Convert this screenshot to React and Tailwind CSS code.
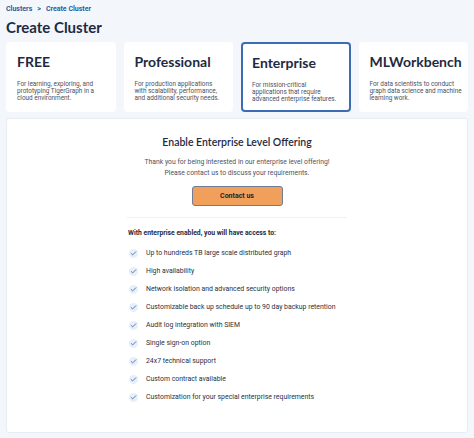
import { Check } from 'lucide-react';

const plans = [
  {
    name: 'FREE',
    desc: 'For learning, exploring, and prototyping TigerGraph in a cloud environment.',
    width: 'w-[88px]',
  },
  {
    name: 'Professional',
    desc: 'For production applications with scalability, performance, and additional security needs.',
    width: 'w-[88px]',
  },
  {
    name: 'Enterprise',
    desc: 'For mission-critical applications that require advanced enterprise features.',
    width: 'w-[88px]',
    active: true,
  },
  {
    name: 'MLWorkbench',
    desc: 'For data scientists to conduct graph data science and machine learning work.',
    width: 'w-[95px]',
  },
];

const features = [
  'Up to hundreds TB large scale distributed graph',
  'High availability',
  'Network isolation and advanced security options',
  'Customizable back up schedule up to 90 day backup retention',
  'Audit log integration with SIEM',
  'Single sign-on option',
  '24x7 technical support',
  'Custom contract available',
  'Customization for your special enterprise requirements',
];

const headFont = { fontFamily: 'Lato, "Noto Sans", sans-serif' };

export default function App() {
  return (
    <div
      className="w-[474px] h-[438px] bg-[#f3f6fa] px-[6px] pt-[5px] overflow-hidden"
      style={{ fontFamily: 'Roboto, "Liberation Sans", sans-serif' }}
    >
      {/* Breadcrumb */}
      <div className="flex items-center gap-[5px] text-[7px] font-bold text-[#2d5c9e] h-[9px]">
        <span>Clusters</span>
        <span>&gt;</span>
        <span>Create Cluster</span>
      </div>
      <h1
        className="text-[15px] font-bold text-[#1e2a42] leading-[20px] mt-[3px]"
        style={headFont}
      >
        Create Cluster
      </h1>

      {/* Plan cards */}
      <div className="grid grid-cols-4 gap-2 mt-[5px]">
        {plans.map((plan) => (
          <div
            key={plan.name}
            className={`h-[70px] rounded-[4px] bg-white ${
              plan.active
                ? 'border-2 border-[#3c6cb4] pl-[9px] pt-[11px]'
                : 'pl-[11px] pt-[12px]'
            }`}
          >
            <div
              className="text-[14px] font-bold text-[#1e2a42] leading-[16px]"
              style={headFont}
            >
              {plan.name}
            </div>
            <p className={`mt-[11px] ${plan.width} text-[6.4px] leading-[7px] text-[#4b5263]`}>
              {plan.desc}
            </p>
          </div>
        ))}
      </div>

      {/* Enterprise panel */}
      <div className="mt-[6px] h-[315px] bg-white rounded-[3px] border border-[#e8edf5] flex flex-col items-center">
        <h2
          className="mt-[16px] text-[10.5px] font-semibold text-[#1e2a42] leading-[14px]"
          style={headFont}
        >
          Enable Enterprise Level Offering
        </h2>
        <p className="mt-[8px] text-[6.8px] leading-[11px] text-[#4b5263] text-center">
          Thank you for being interested in our enterprise level offering!
          <br />
          Please contact us to discuss your requirements.
        </p>
        <button className="mt-[7px] w-[91px] h-[20px] rounded-[3px] bg-[#f1a05b] border border-[#6f7c98] text-[7px] font-bold text-[#1e2430]">
          Contact us
        </button>
        <div className="mt-[11px] w-[220px] border-t border-[#eef1f6]" />
        <div className="w-[220px] pl-[1px]">
          <div className="mt-[11px] text-[6.8px] font-bold text-[#1e2a42] leading-[9px]">
            With enterprise enabled, you will have access to:
          </div>
          <ul className="mt-[6px] flex flex-col">
            {features.map((f) => (
              <li key={f} className="flex items-center h-[18px]">
                <span className="w-[9px] h-[9px] rounded-full bg-[#e8eff9] flex items-center justify-center ml-[1px]">
                  <Check size={7} strokeWidth={3} className="text-[#3b6db5]" />
                </span>
                <span className="ml-[8px] text-[6.9px] text-[#2a3142]">{f}</span>
              </li>
            ))}
          </ul>
        </div>
      </div>
    </div>
  );
}
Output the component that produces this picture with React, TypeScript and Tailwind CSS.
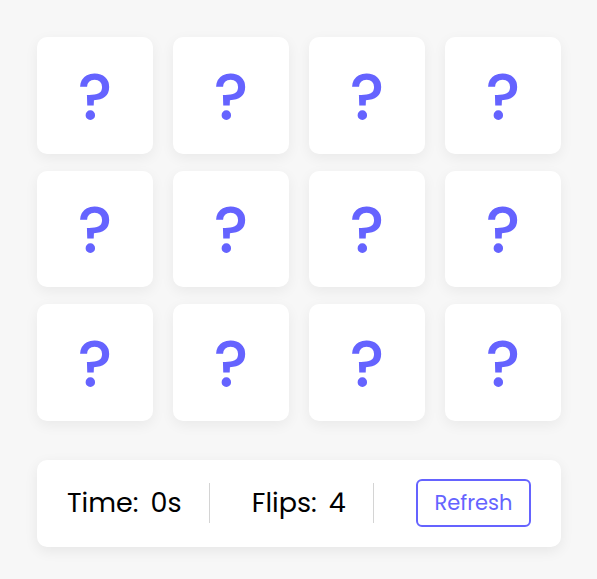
import React from 'react';

const cards = Array.from({ length: 12 }, (_, i) => i);

function Card() {
  return (
    <div className="flex h-[116.5px] items-center justify-center rounded-[10px] bg-white shadow-[0_4px_14px_rgba(0,0,0,0.06)]">
      <span className="pt-[4px] text-[65px] font-medium leading-none text-[#6563ff]">?</span>
    </div>
  );
}

export default function App() {
  return (
    <div
      className="min-h-[579px] w-full bg-[#f7f7f7] pt-[37px] px-[37px]"
      style={{ fontFamily: "Poppins, Inter, 'Open Sans', sans-serif" }}
    >
      <div className="w-[524px]">
        <div className="grid grid-cols-4 gap-x-5 gap-y-[17px]">
          {cards.map((i) => (
            <Card key={i} />
          ))}
        </div>

        <div className="mt-[39px] flex h-[87px] items-center justify-between rounded-[10px] bg-white px-[30px] shadow-[0_4px_14px_rgba(0,0,0,0.07)]">
          <div className="flex items-center border-r border-[#d4d4d4] pr-[27px] text-[27px] text-black">
            <span>Time:</span>
            <span className="ml-[12px]">0s</span>
          </div>
          <div className="flex items-center border-r border-[#d4d4d4] pr-[27px] text-[27px] text-black">
            <span>Flips:</span>
            <span className="ml-[12px]">4</span>
          </div>
          <button className="flex h-[48px] w-[115px] items-center justify-center rounded-[6px] border-2 border-[#6563ff] text-[21px] text-[#6563ff]">
            Refresh
          </button>
        </div>
      </div>
    </div>
  );
}
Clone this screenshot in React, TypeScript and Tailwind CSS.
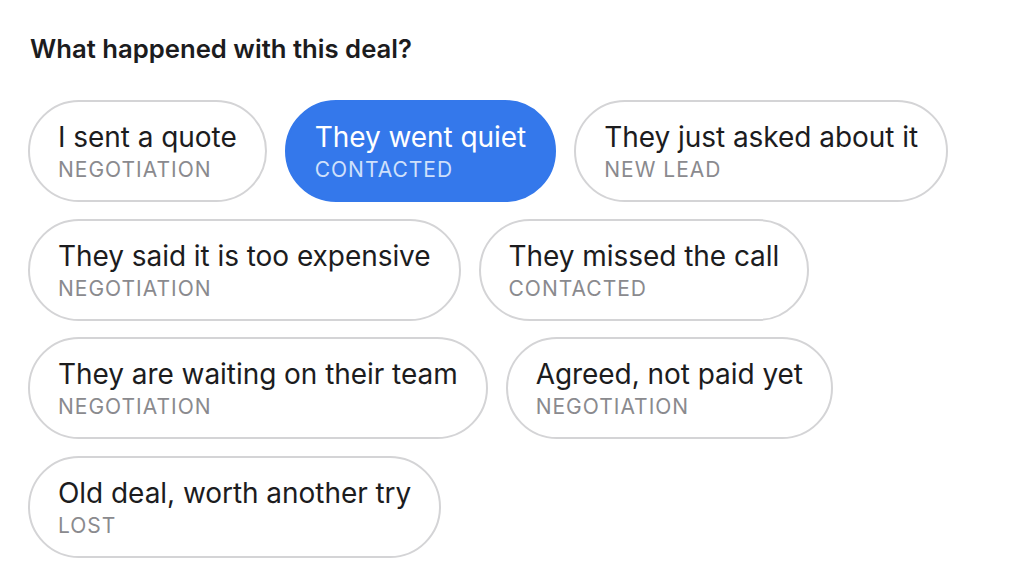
const options = [
  { title: 'I sent a quote', stage: 'NEGOTIATION' },
  { title: 'They went quiet', stage: 'CONTACTED', active: true },
  { title: 'They just asked about it', stage: 'NEW LEAD' },
  { title: 'They said it is too expensive', stage: 'NEGOTIATION' },
  { title: 'They missed the call', stage: 'CONTACTED' },
  { title: 'They are waiting on their team', stage: 'NEGOTIATION' },
  { title: 'Agreed, not paid yet', stage: 'NEGOTIATION' },
  { title: 'Old deal, worth another try', stage: 'LOST' },
]

function OptionPill({ title, stage, active }: { title: string; stage: string; active?: boolean }) {
  return (
    <button
      className={
        active
          ? 'flex flex-col items-start rounded-full border-2 border-[#3478eb] bg-[#3478eb] px-[28px] pt-[18px] pb-[17px] text-left'
          : 'flex flex-col items-start rounded-full border-2 border-[#d4d4d6] bg-white px-[28px] pt-[18px] pb-[17px] text-left'
      }
    >
      <span
        className={
          active
            ? 'text-[28px] leading-[34px] tracking-[-0.05px] text-white'
            : 'text-[28px] leading-[34px] tracking-[-0.05px] text-[#1c1c1e]'
        }
      >
        {title}
      </span>
      <span
        className={
          active
            ? 'mt-[3px] text-[21px] leading-[26px] tracking-[1px] text-[#cfe0fb]'
            : 'mt-[3px] text-[21px] leading-[26px] tracking-[1px] text-[#8a8a8e]'
        }
      >
        {stage}
      </span>
    </button>
  )
}

export default function App() {
  return (
    <div className="min-h-screen bg-white px-[28px] pt-[34px] font-['Inter',sans-serif]">
      <h2 className="pl-[2px] text-[25.7px] font-semibold leading-[30px] text-[#1c1c1e]">
        What happened with this deal?
      </h2>
      <div className="mt-[36px] flex max-w-[960px] flex-wrap gap-x-[18px] gap-y-[16.5px]">
        {options.map((o) => (
          <OptionPill key={o.title} {...o} />
        ))}
      </div>
    </div>
  )
}
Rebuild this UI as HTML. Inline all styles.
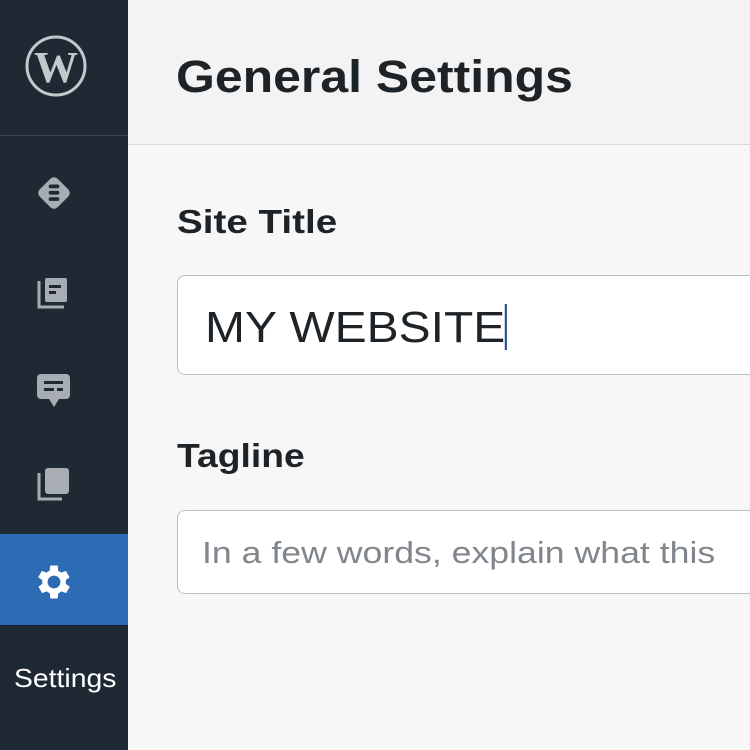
<!DOCTYPE html>
<html><head><meta charset="utf-8"><style>
*{margin:0;padding:0;box-sizing:border-box}
body{width:750px;height:750px;overflow:hidden;background:#f7f7f7;font-family:"Liberation Sans",sans-serif;position:relative}
.side{position:absolute;left:0;top:0;width:128px;height:750px;background:#1f2933}
.side .div{position:absolute;left:0;top:135px;width:128px;height:1px;background:#3a4650}
.active{position:absolute;left:0;top:534px;width:128px;height:92px;background:#2e6bb5;border-bottom:1px solid #16202a}
.ico{position:absolute}
.head{position:absolute;left:128px;top:0;width:622px;height:145px;background:#f3f3f3;border-bottom:1px solid #d8d8d8}
.s{display:inline-block;transform-origin:0 50%;white-space:nowrap}
h1{position:absolute;left:176px;top:51px;font-size:45px;font-weight:bold;color:#1d2327}
.lbl{position:absolute;left:177px;font-size:33px;font-weight:bold;color:#1d2327}
.box{position:absolute;left:177px;width:600px;background:#fff;border:1.5px solid #b9bdc1;border-radius:8px}
</style></head><body>
<div class="side">
<svg class="ico" style="left:25px;top:35px" width="62" height="62" viewBox="0 0 62 62"><circle cx="31" cy="31" r="29" fill="none" stroke="#c3c8cd" stroke-width="3"/><text x="31" y="47" text-anchor="middle" font-family="Liberation Serif" font-weight="bold" font-size="44" fill="#c3c8cd">W</text></svg>
<div class="div"></div>
<svg class="ico" style="left:35px;top:174px" width="38" height="38" viewBox="0 0 36 36"><rect x="6" y="6" width="24" height="24" rx="5" transform="rotate(45 18 18)" fill="#a7adb3"/><rect x="13" y="10" width="10" height="3.5" rx="1.5" fill="#1f2933"/><rect x="13" y="16" width="10" height="3.5" rx="1.5" fill="#1f2933"/><rect x="13" y="22" width="10" height="3.5" rx="1.5" fill="#1f2933"/></svg>
<svg class="ico" style="left:36px;top:276px" width="36" height="36" viewBox="0 0 36 36"><path d="M3 5v26h25" fill="none" stroke="#a7adb3" stroke-width="3"/><rect x="9" y="2" width="22" height="24" rx="2" fill="#a7adb3"/><rect x="13" y="9" width="12" height="3" fill="#1f2933"/><rect x="13" y="15" width="7" height="3" fill="#1f2933"/></svg>
<svg class="ico" style="left:36px;top:373px" width="36" height="36" viewBox="0 0 36 36"><rect x="1" y="1" width="33" height="25" rx="4" fill="#a7adb3"/><path d="M13 26l5 8 5-8z" fill="#a7adb3"/><rect x="8" y="8" width="19" height="3" fill="#1f2933"/><rect x="8" y="15" width="10" height="3" fill="#1f2933"/><rect x="21" y="15" width="6" height="3" fill="#1f2933"/></svg>
<svg class="ico" style="left:36px;top:466px" width="36" height="36" viewBox="0 0 36 36"><path d="M3 7v26h23" fill="none" stroke="#a7adb3" stroke-width="3"/><rect x="9" y="2" width="24" height="26" rx="3" fill="#a7adb3"/></svg>
<div class="active"></div>
<svg class="ico" style="left:32px;top:560px" width="44" height="44" viewBox="0 0 24 24"><path fill="#fff" d="M19.4 13a7.5 7.5 0 000-2l2.1-1.6-2-3.5-2.5 1a7 7 0 00-1.7-1L15 3h-4l-.4 2.9a7 7 0 00-1.7 1l-2.5-1-2 3.5L6.6 11a7.5 7.5 0 000 2l-2.1 1.6 2 3.5 2.5-1a7 7 0 001.7 1L11 21h4l.4-2.9a7 7 0 001.7-1l2.5 1 2-3.5zM13 15.5a3.5 3.5 0 110-7 3.5 3.5 0 010 7z" transform="translate(-1 0)"/></svg>
<div style="position:absolute;left:14px;top:663px;font-size:26px;color:#fff"><span class="s" style="transform:scaleX(1.09)">Settings</span></div>
</div>
<div class="head"></div>
<h1><span class="s" style="transform:scaleX(1.11)">General Settings</span></h1>
<div class="lbl" style="top:203px"><span class="s" style="transform:scaleX(1.17)">Site Title</span></div>
<div class="box" style="top:275px;height:100px"><div style="position:absolute;left:27px;top:27px;font-size:44px;color:#1d2327"><span class="s" style="transform:scaleX(1.09)">MY WEBSITE<span style="display:inline-block;width:2px;height:46px;background:#2b4d8f;vertical-align:-8px"></span></span></div></div>
<div class="lbl" style="top:437px"><span class="s" style="transform:scaleX(1.13)">Tagline</span></div>
<div class="box" style="top:510px;height:84px"><div style="position:absolute;left:24px;top:24px;font-size:31px;color:#80868c"><span class="s" style="transform:scaleX(1.15)">In a few words, explain what this</span></div></div>
</body></html>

════════════════════

THE PROBLEM
Report how many lines above hold the string "screenshot", giving nothing but the number.

CORRECT RESULT
2